To tell us there’s a world out there that’s truthful and, when we’re in it and living it, we’re going to be able to find all the gladness and all the joy we want, well, the problem is human beings have never been designed to be able to do that on their own.  You’re not given that gift at birth.  No, it had to be won for you.  It had to be given to you, and so when Jesus is talking to his disciples in the gospel and he’s asking them, “Look, there are a lot of other ways to live out there.  I know you have choices.  I know you can turn away from me.  I know the things I’m explaining to you are so tough.”  He’d just been saying, “Eat my body, and drink my blood.”  And they’re saying, “I don’t understand any of this.”  So Jesus is talking to them as if they had the capacity to understand what he’s saying, and Jesus knew in his heart they couldn’t understand it yet.  They couldn’t.  They had to be given something, and the whole story of salvation history is what they’re given is given in this thing called redemption, Jesus dying on the cross and, through this death, somehow empowering human beings to see more than they ever could see, understand more than they could ever understand and be closer to their true nature than ever before.  And when that happened at Pentecost, the disciples went from frightened young men that didn’t know quite what they believed and didn’t know quite how they could ever accomplish what they were going to do, if they were going to do it, and they weren’t sure they were going to do it, they were like the rest of us most of the time.  And then redemption happened, and boom, they changed, and all of a sudden they saw it.  They understood it, and their understanding was like a power of communication.  Everybody understood everybody, because there was one truth everybody was immersed in.  It’s the beauty of living in a community that is grounded in what is real and what is true, and the key is you’re living in a community where everyone is serving everyone else.  

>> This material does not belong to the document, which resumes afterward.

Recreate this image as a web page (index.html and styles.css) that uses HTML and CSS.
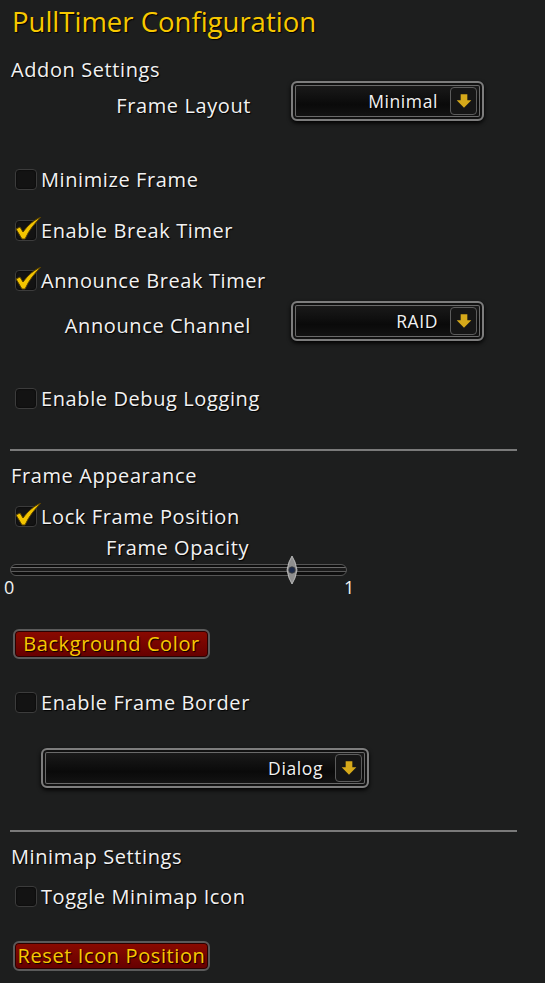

So there’s a line that I really want to focus on in this gospel, because it’s the one that I think may be most confusing to a lot of people.  We’re talking about faith, believing in the truth of who you are and what will make you happy, and the point is that, in that very thing that you’ve been given, where do you get the conviction?  Can you prove it?  Do you have examples that are the opposite of it?  Absolutely.  So what Jesus is saying in this gospel is that God has to give you something that you don’t have, and if you don’t have it, you’ll not be able to comprehend and live what I’m asking you to live.  So basically what he says, “No one can come to me unless the Father draws him.”  Well, how does God draw you to him?  He has this gift of redemption.  What is redemption?  The Spirit enters into us.  What is the Spirit?  Wisdom, understanding, knowledge.  We have to have some core intuition.  I’ll call it first in a negative way.  We have to have some intuition that the things the world presents to us, power, control over people and all that stuff, as exciting and as interesting as all that is, it’s never going to work.  How do you know that in your gut?  Do you have to go through 1,000 experiences?  I hope not.  Collectively, whenever we go through a bunch of experiences as a human race, we grow, and we change.  We evolve, but what I’m saying is there was something that happened at the time that Jesus died on the cross that lifted us to a higher level of a capacity to understand the mystery of what it is that finds — that gets us to the place we need to be, and it’s not by writing our own story.  It’s not being the author of life.  It’s not being autonomous.

Isn’t it interesting that the freedom we long for, that’s so core to our body, almost gets interpreted like, “Well, if we’re free to be who we want to be and who we need to be, we’re also free to decide what that is.”  No.  Yeah, you’re free to accept the journey toward that which brings wholeness only if you awaken yourselves and open yourselves to the reality of a gift that comes from God.  Some people don’t call it God.  They might call it an insight to what is real and what is true.  Think about that: something given to you by God, through his death on the cross, that enables you to have in your core a compass that has the right direction branded in you.  Now you have something to guide you, to take you, and what it’s going to take you on is a journey with a God who is not only inviting you into a place of wisdom and knowledge and therefore joy but is taking you on a journey where it’s going to take you — it’s going to require of you a deep conviction that the path is going to be challenging, and the key to getting through the path is trust — trust, belief, because belief is not just that God exists or the law exists.  It’s I have within me — because of God I believe that I have within me the capacity to find what I need, what I want.  I call that God’s presence.  Most of us name it God.  The reason we allow it is because we know that the intention of this God is that he will give us something that will guide us and give us this focus of where to go and where to find the things that we need.  So belief is not just he exists, but he has a purpose in his existence.  And it’s the answering into us, which is redemption, the possibility of God entering into us, living inside of us, guiding us on a regular basis.  And you know what? 

The greatest thing that faith promises is not just that you’ll see this as a way of understanding it, but you will experience it — experience it.  Until we feel the service of God living inside of us, giving us life, and that’s given to us in glimpses, it never really becomes quite as real as it’s intended to be.  

So bottom line, we have to serve someone.  So serve the God who has taken care of you, guided you, given you life, given you a destiny.  If you believe all that, you’ll serve him without ever questioning it.  And when you’re in that, you’re going to feel his service, but usually it starts, because we’re human, with him serving us first.  Taste that and know it will never stop.  That’s the gift of faith, so much more than just a flat, “I guess God does exist.”  No, he lives in you and powers you, awakens you, and you’re a new person.  Let us pray.

 Father, we are weak. We are longing for your strength and your support, and that support comes in the form of awareness. Bless us with greater knowledge of who you are, how you work within us, the promises that you’ve made, the support you give us so we can see you as you are, believe in you as you are, and find the gladness that is our inheritance. And we ask this in Jesus’ name. Amen.